Eventually, the colonel captures Caesar and reveals that the Simian Flu has mutated and is causing humans to regress. He intends to kill any human displaying signs of the disease in order to preserve the superiority of the human race. He has also enslaved hundreds of apes at his facility, where his scientific staff experiments on the captives to find a cure for the Simian Flu (with generally fatal results for the subjects). The colonel later reveals that other soldiers are coming in force to destroy his facility, and he intends to make a last stand to, in his view, save humanity.
In addition to paying homage to the original Apes franchise, War for the Planet of the Apes also borrows shamelessly from numerous other sources, most notably Joseph Conrad’s Heart of Darkness and, more specifically, Francis Ford Coppola’s Vietnam War take on the subject, Apocalypse Now. The similarity between Harrelson’s mad colonel and Marlon Brando’s mad Colonel Kurtz is unmistakable (although Brando has a good 100 pounds or so on Harrelson). Beyond that, the human treatment of the various prisoners manages to combine elements of just about every genocidal oppression in recent history, from antebellum slavery to the Holocaust. None of the comparisons nor, indeed, none of the political points made in the film are particularly subtle. War’s screenplay is by the film’s director Matt Reeves and Mark Bombeck, a writer better known for his action films than any subtle dramatics.

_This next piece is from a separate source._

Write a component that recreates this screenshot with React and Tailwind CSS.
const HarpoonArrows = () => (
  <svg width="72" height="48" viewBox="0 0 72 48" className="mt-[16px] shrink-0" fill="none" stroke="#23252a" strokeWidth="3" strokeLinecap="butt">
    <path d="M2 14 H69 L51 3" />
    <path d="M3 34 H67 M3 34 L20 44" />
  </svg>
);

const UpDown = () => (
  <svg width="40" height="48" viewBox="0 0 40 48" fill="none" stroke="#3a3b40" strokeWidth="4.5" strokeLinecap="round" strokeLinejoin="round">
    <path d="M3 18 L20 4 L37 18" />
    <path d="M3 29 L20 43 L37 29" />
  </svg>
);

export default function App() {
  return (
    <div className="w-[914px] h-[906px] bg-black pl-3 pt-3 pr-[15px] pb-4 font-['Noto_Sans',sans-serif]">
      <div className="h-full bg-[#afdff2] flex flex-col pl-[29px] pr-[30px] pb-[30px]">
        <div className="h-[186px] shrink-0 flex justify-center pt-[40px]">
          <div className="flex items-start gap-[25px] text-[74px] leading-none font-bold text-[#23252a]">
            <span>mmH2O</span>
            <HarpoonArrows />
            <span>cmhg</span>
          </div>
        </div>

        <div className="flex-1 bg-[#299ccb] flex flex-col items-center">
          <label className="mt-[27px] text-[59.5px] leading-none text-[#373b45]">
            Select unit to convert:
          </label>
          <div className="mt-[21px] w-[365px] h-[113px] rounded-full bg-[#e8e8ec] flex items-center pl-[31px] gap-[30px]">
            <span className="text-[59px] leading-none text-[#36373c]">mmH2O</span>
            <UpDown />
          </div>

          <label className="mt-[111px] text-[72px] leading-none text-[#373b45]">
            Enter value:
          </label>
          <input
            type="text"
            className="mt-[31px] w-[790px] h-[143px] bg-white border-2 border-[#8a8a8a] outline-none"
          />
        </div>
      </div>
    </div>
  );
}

As an action film (which the second half of War pretty much is), the movie is fairly decent, with the obligatory CGI-overkill final battle between thousands of digitized soldiers supporting the warring human factions. But what is truly striking in the film is the motion capture work that transforms Serkis, Zahn, and various co-stars into nearly perfectly realized apes, albeit with the facial expressions of the actors. The ultimate triumph of motion capture in this regard may well be the sequences of the apes riding on horseback on actual horses, not completely fabricated CGI concepts.

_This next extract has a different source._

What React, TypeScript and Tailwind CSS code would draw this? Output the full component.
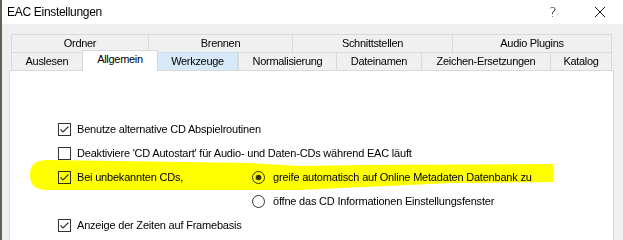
import React from "react";

const row1: [string, number][] = [
  ["Ordner", 137],
  ["Brennen", 144],
  ["Schnittstellen", 160],
  ["Audio Plugins", 160],
];

const row2: [string, number][] = [
  ["Auslesen", 71],
  ["Allgemein", 76],
  ["Werkzeuge", 80],
  ["Normalisierung", 98],
  ["Dateinamen", 85],
  ["Zeichen-Ersetzungen", 129],
  ["Katalog", 62],
];

function CheckBox({ checked }: { checked?: boolean }) {
  return (
    <svg width="13" height="13" viewBox="0 0 13 13" className="shrink-0">
      <rect x="0.5" y="0.5" width="12" height="12" fill="none" stroke="#333333" />
      {checked && (
        <path d="M2.5 6.5 L5 9 L10.5 3.5" fill="none" stroke="#333333" strokeWidth="1.1" />
      )}
    </svg>
  );
}

function Radio({ checked }: { checked?: boolean }) {
  return (
    <svg width="13" height="13" viewBox="0 0 13 13" className="shrink-0">
      <circle cx="6.5" cy="6.5" r="6" fill="none" stroke="#333333" />
      {checked && <circle cx="6.5" cy="6.5" r="2.8" fill="#333333" />}
    </svg>
  );
}

export default function App() {
  return (
    <div className="relative flex w-[623px] h-[240px] overflow-hidden bg-[#f0f0f0] font-['Liberation_Sans',Arial,sans-serif] text-black">
      {/* desktop behind the window */}
      <div className="w-[2px] shrink-0 bg-[#5a6455]" />

      <div className="flex-1 flex flex-col">
        {/* title bar */}
        <div className="h-[24px] bg-white flex items-center shrink-0">
          <span className="pl-[5px] text-[12px] tracking-[-0.3px]">EAC Einstellungen</span>
          <div className="ml-auto flex h-full">
            <div className="w-[48px] flex items-center justify-center text-[14px] font-['DejaVu_Sans',sans-serif] font-light">?</div>
            <div className="w-[46px] flex items-center justify-center">
              <svg width="10" height="10" viewBox="0 0 10 10">
                <path d="M0 0 L10 10 M10 0 L0 10" stroke="#111" strokeWidth="1" />
              </svg>
            </div>
          </div>
        </div>

        {/* tab rows */}
        <div className="mt-[10px] ml-[9px] w-[601px] text-[11px] tracking-[-0.3px]">
          <div className="flex h-[18px]">
            {row1.map(([t, w], i) => (
              <div
                key={t}
                style={{ width: w }}
                className={`flex items-center justify-center border-t border-l border-[#d9d9d9] ${i === row1.length - 1 ? "border-r" : ""}`}
              >
                {t}
              </div>
            ))}
          </div>
          <div className="flex h-[18px] items-stretch">
            {row2.map(([t, w], i) => {
              if (t === "Allgemein")
                return (
                  <div
                    key={t}
                    style={{ width: w }}
                    className="relative z-10 self-start -mt-[2px] h-[21px] pb-[3px] flex items-center justify-center bg-white border-t border-l border-r border-[#d9d9d9]"
                  >
                    {t}
                  </div>
                );
              if (t === "Werkzeuge")
                return (
                  <div
                    key={t}
                    style={{ width: w }}
                    className="flex items-center justify-center bg-[#d8eaf9] border-t border-r border-[#c3ddf4]"
                  >
                    {t}
                  </div>
                );
              return (
                <div
                  key={t}
                  style={{ width: w }}
                  className={`flex items-center justify-center border-t border-l border-[#d9d9d9] ${i === row2.length - 1 ? "border-r" : ""}`}
                >
                  {t}
                </div>
              );
            })}
          </div>
        </div>

        {/* panel */}
        <div className="ml-[7px] w-[605px] flex-1 bg-white border border-b-0 border-[#d9d9d9] pt-[46px] pl-[48px] text-[11px] tracking-[-0.2px]">
          <div className="flex items-center gap-[6px] h-[24px]">
            <CheckBox checked />
            <span>Benutze alternative CD Abspielroutinen</span>
          </div>
          <div className="flex items-center gap-[6px] h-[24px]">
            <CheckBox />
            <span>Deaktiviere 'CD Autostart' für Audio- und Daten-CDs während EAC läuft</span>
          </div>
          <div className="flex items-center h-[24px]">
            <div className="w-[194px] flex items-center gap-[6px]">
              <CheckBox checked />
              <span>Bei unbekannten CDs,</span>
            </div>
            <div className="flex items-center gap-[8px]">
              <Radio checked />
              <span>greife automatisch auf Online Metadaten Datenbank zu</span>
            </div>
          </div>
          <div className="flex items-center h-[24px]">
            <div className="w-[194px]" />
            <div className="flex items-center gap-[8px]">
              <Radio />
              <span>öffne das CD Informationen Einstellungsfenster</span>
            </div>
          </div>
          <div className="flex items-center gap-[6px] h-[24px]">
            <CheckBox checked />
            <span>Anzeige der Zeiten auf Framebasis</span>
          </div>
        </div>
      </div>

      {/* highlighter mark */}
      <svg
        className="absolute left-0 top-0 pointer-events-none mix-blend-multiply"
        width="623"
        height="240"
        viewBox="0 0 623 240"
      >
        <path
          d="M30 175 C30 165 35 160 48 160 L250 163 L300 166 L360 165 L553 164 L553 182 L450 183 L410 185 L340 188 L300 190 L48 190 C36 190 30 186 30 175 Z"
          fill="#ffff00"
        />
      </svg>
    </div>
  );
}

But the technology is worth little without talented actors driving the apes’ performances, and War has the benefit of the Laurence Olivier of motion capture. In roles in which audiences see his face, Andy Serkis has never had an impressive role, but he has been at the heart of motion capture acting since he gave the first truly striking such performance as Gollum in Lord of the Rings. And, as the technology has improved, so too has Serkis’ range and depth. His Caesar is a fully realized character, one that, in War’s greatest irony, questions his “humanity” and whether his desire for revenge against the colonel is overcoming his sense of morality.
Is Serkis’ performance Oscar-worthy, or is this a case of an adequate performance appearing better because the audience is so impressed with the technology behind it. I think the answer here is a little bit of both. Serkis exhibits considerable range as Caesar, but the performance is enhanced in the audience’s eye because at some level they feel that they actually are watching an ape emote.
Ape or human, the storyline of War of the Planet of the Apes is adequate, nothing more. The film recycles themes from dozens of previous movies, most notably Rod Serling’s screenplay from the original Heston film. It’s still a solid entertainment, although action film fans will likely see several better efforts this summer. Still, the sight of Serkis, Zahn, and the others nearly flawless rendered as simians is still a marvel to behold. War for the Planet of the Apes uses some dazzling technology to supply a decent ending to a saga that by now has said all that can possibly be said on a subject Heston’s film covered fairly well some 50 years earlier.